HOLLANDALE, MINN. - Marc Schober likes to say that farmland is the new gold, a hot investment that offers protection from the whims of the stock market.
In fact, it's better than gold, the 25-year-old explains, tromping through a muddy field near Albert Lea that he's vetting for potential East Coast buyers. Cropland pays you money to hold it, he says. Gold bars don't produce anything, and you can't charge rent on them.
That type of bullish thinking has investors of every stripe flocking to farmland, plowing money into dirt from Australia to Brazil to the U.S. heartland. Compared to the volatile stock market and the feeble returns from bonds, farmland offers booming cash rents that have made it something of an "it" investment.

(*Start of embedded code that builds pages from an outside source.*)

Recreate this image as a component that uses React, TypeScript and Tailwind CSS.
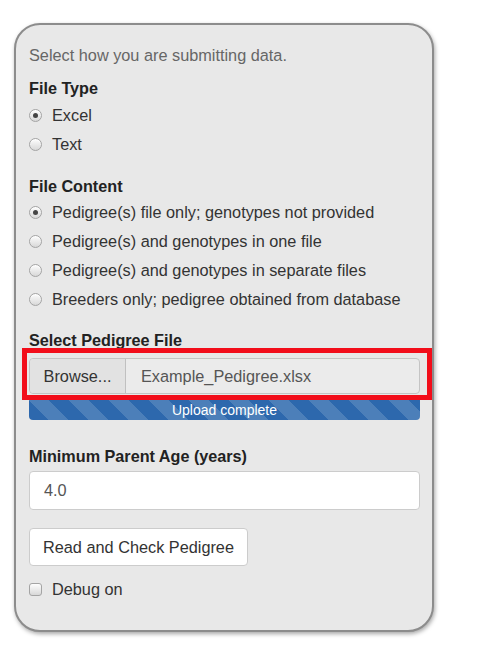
import React from "react";

function Radio({ checked, label }: { checked?: boolean; label: string }) {
  return (
    <div className="flex h-[29px] items-center">
      <span className="flex h-[13px] w-[13px] items-center justify-center rounded-full border border-[#a4a4a4] bg-[linear-gradient(#fdfdfd,#d8d8d8)] shadow-[inset_0_1px_1px_rgba(255,255,255,0.8)]">
        {checked && <span className="h-[5px] w-[5px] rounded-full bg-[#444]" />}
      </span>
      <span className="ml-[10px] text-[16.3px] text-[#333]">{label}</span>
    </div>
  );
}

function Label({ children }: { children: React.ReactNode }) {
  return <div className="flex h-[22px] items-center text-[16.2px] font-bold text-[#222]">{children}</div>;
}

export default function App() {
  return (
    <div className="min-h-[672px] w-[480px] bg-white pt-[23px] pl-[14px] font-['Liberation_Sans',Arial,sans-serif]">
      <div className="w-[420px] rounded-[26px] border-2 border-[#8c8c8c] bg-[#e8e8e8] pt-[19px] pb-[30px] pl-[13px] pr-[12px] shadow-[1px_2px_4px_rgba(0,0,0,0.35)]">
        <div className="flex h-[22px] items-center text-[16.3px] text-[#666]">Select how you are submitting data.</div>
        <div className="mt-[11px]">
          <Label>File Type</Label>
        </div>
        <div className="mt-[2px]">
          <Radio checked label="Excel" />
          <Radio label="Text" />
        </div>
        <div className="mt-[16px]">
          <Label>File Content</Label>
        </div>
        <div className="mt-[1px]">
          <Radio checked label="Pedigree(s) file only; genotypes not provided" />
          <Radio label="Pedigree(s) and genotypes in one file" />
          <Radio label="Pedigree(s) and genotypes in separate files" />
          <Radio label="Breeders only; pedigree obtained from database" />
        </div>
        <div className="mt-[15px]">
          <Label>Select Pedigree File</Label>
        </div>
        <div className="relative mt-[7px]">
          <div className="flex h-[36px] rounded-[4px] border border-[#c4c4c4] bg-[#ebebeb]">
            <div className="flex w-[96px] items-center justify-center rounded-l-[4px] border-r border-[#c0c0c0] bg-[#e2e2e2] text-[16.3px] text-[#333]">
              Browse...
            </div>
            <div className="flex flex-1 items-center pl-[15px] text-[16.3px] text-[#555]">Example_Pedigree.xlsx</div>
          </div>
          <div className="pointer-events-none absolute -top-[10px] -bottom-[6px] -left-[7px] -right-[12px] border-[5px] border-[#f20d1a]" />
        </div>
        <div className="mt-[6px] flex h-[20px] items-center justify-center rounded-b-[4px] bg-[#2d68ad] bg-[linear-gradient(45deg,rgba(255,255,255,0.15)_25%,transparent_25%,transparent_50%,rgba(255,255,255,0.15)_50%,rgba(255,255,255,0.15)_75%,transparent_75%,transparent)] bg-[length:40px_40px] text-[14px] text-white">
          Upload complete
        </div>
        <div className="mt-[25px]">
          <Label>Minimum Parent Age (years)</Label>
        </div>
        <div className="mt-[4px] flex h-[39px] items-center rounded-[4px] border border-[#cccccc] bg-white pl-[14px] text-[16.3px] text-[#555]">
          4.0
        </div>
        <div className="mt-[18px] flex h-[38px] w-[219px] items-center justify-center rounded-[4px] border border-[#cccccc] bg-white text-[16.3px] text-[#333]">
          Read and Check Pedigree
        </div>
        <div className="mt-[12px] flex h-[22px] items-center">
          <span className="h-[13px] w-[13px] rounded-[3px] border border-[#a4a4a4] bg-[linear-gradient(#fdfdfd,#d8d8d8)]" />
          <span className="ml-[10px] text-[16.3px] text-[#333]">Debug on</span>
        </div>
      </div>
    </div>
  );
}
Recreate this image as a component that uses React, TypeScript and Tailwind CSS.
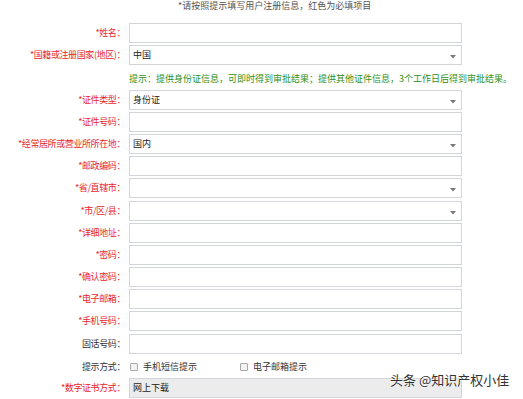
import React from 'react';

type Field = {
  label: string;
  required?: boolean;
  kind?: 'input' | 'select' | 'readonly';
  value?: string;
};

const FONT = { fontFamily: '"Noto Sans CJK SC", "Noto Sans", sans-serif' };

function Arrow() {
  return (
    <svg width="6" height="4" viewBox="0 0 6 4" className="absolute right-[5px] top-[9px]">
      <path d="M0 0 L6 0 L3 3.5 Z" fill="#7a7a7a" />
    </svg>
  );
}

function Row({ label, required = true, kind = 'input', value }: Field) {
  return (
    <div className="flex h-[22.2px] items-start">
      <div
        className={`w-[125px] shrink-0 text-right text-[9px] leading-[20px] tracking-[-0.4px] ${
          required ? 'text-[#e8262a]' : 'text-[#333]'
        }`}
      >
        {required && '*'}
        {label}：
      </div>
      <div
        className={`relative ml-[4px] h-[20px] w-[333px] border border-[#d2d5da] ${
          kind === 'readonly' ? 'bg-[#ececec]' : 'bg-white'
        }`}
      >
        {value && (
          <span className="absolute left-[3px] top-0 text-[9px] leading-[18px] text-[#222]">{value}</span>
        )}
        {kind === 'select' && <Arrow />}
      </div>
    </div>
  );
}

function Check({ label }: { label: string }) {
  return (
    <span className="flex items-center">
      <span className="h-[8px] w-[8px] rounded-[1px] border border-[#a9a9a9] bg-[#f2f2f2]" />
      <span className="ml-[5px] text-[9px] text-[#333]">{label}</span>
    </span>
  );
}

export default function App() {
  const top: Field[] = [
    { label: '姓名' },
    { label: '国籍或注册国家(地区)', kind: 'select', value: '中国' },
  ];
  const rest: Field[] = [
    { label: '证件类型', kind: 'select', value: '身份证' },
    { label: '证件号码' },
    { label: '经常居所或营业所所在地', kind: 'select', value: '国内' },
    { label: '邮政编码' },
    { label: '省/直辖市', kind: 'select' },
    { label: '市/区/县', kind: 'select' },
    { label: '详细地址' },
    { label: '密码' },
    { label: '确认密码' },
    { label: '电子邮箱' },
    { label: '手机号码' },
    { label: '固话号码', required: false },
  ];

  return (
    <div className="relative h-[399px] w-[523px] overflow-hidden bg-white" style={FONT}>
      <div className="h-[12px] pl-[178px] text-[9px] leading-[12px] text-[#555]">
        *请按照提示填写用户注册信息，红色为必填项目
      </div>
      <div className="mt-[11px]">
        {top.map((f) => (
          <Row key={f.label} {...f} />
        ))}
        <div className="flex h-[22.2px] items-center pl-[129px] text-[9px] text-[#2f8f22]">
          提示：提供身份证信息，可即时得到审批结果；提供其他证件信息，3个工作日后得到审批结果。
        </div>
        {rest.map((f) => (
          <Row key={f.label} {...f} />
        ))}
        <div className="flex h-[22.2px] items-center">
          <div className="w-[125px] shrink-0 text-right text-[9px] tracking-[-0.4px] text-[#333]">提示方式：</div>
          <div className="ml-[5px] flex items-center gap-[43px]">
            <Check label="手机短信提示" />
            <Check label="电子邮箱提示" />
          </div>
        </div>
        <Row label="数字证书方式" kind="readonly" value="网上下载" />
      </div>
      <div
        className="absolute left-[390px] top-[372px] text-[13px] leading-[16px] text-[#333]"
        style={{ textShadow: '0 0 2px #fff, 0 0 2px #fff' }}
      >
        头条 @知识产权小佳
      </div>
    </div>
  );
}
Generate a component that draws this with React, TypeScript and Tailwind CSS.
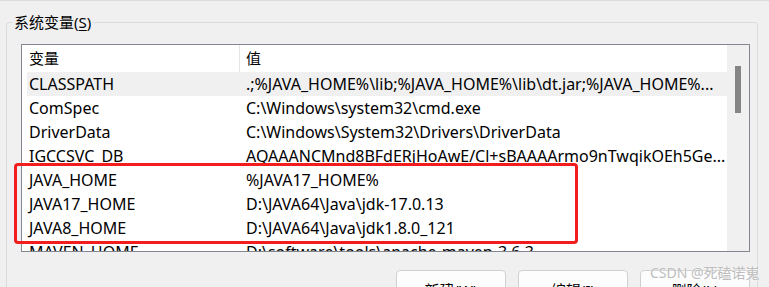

Schober's investors, some of whom are "Wall Street guys that run securities funds," see farmland as a hedge against inflation, he explains. "They're extremely turned on to the return profile -- it's such a steady increase."
Brian Briggeman, a former Kansas City Federal Reserve Bank economist now at Kansas State University, estimates that about a quarter of farmland buyers in Kansas and elsewhere are now investors, or non-operator buyers of some sort. How many are Wall Street-type players is impossible to say.
Even in Minnesota, which restricts institutional ownership of farmland, out-of-state investors are flexing their muscle, according to auctioneers, land brokers and assessors.
"There's absolutely been an uptick," said Glen Fladeboe, co-owner of Willmar-based Fladeboe Auctions, which is doing a brisk business in land sales. "We're seeing them as players in the market now. Demand for farmland is just huge."
The entrance of new money has fed fears of an asset bubble, although most see investors as more of a symptom than a driver of high prices.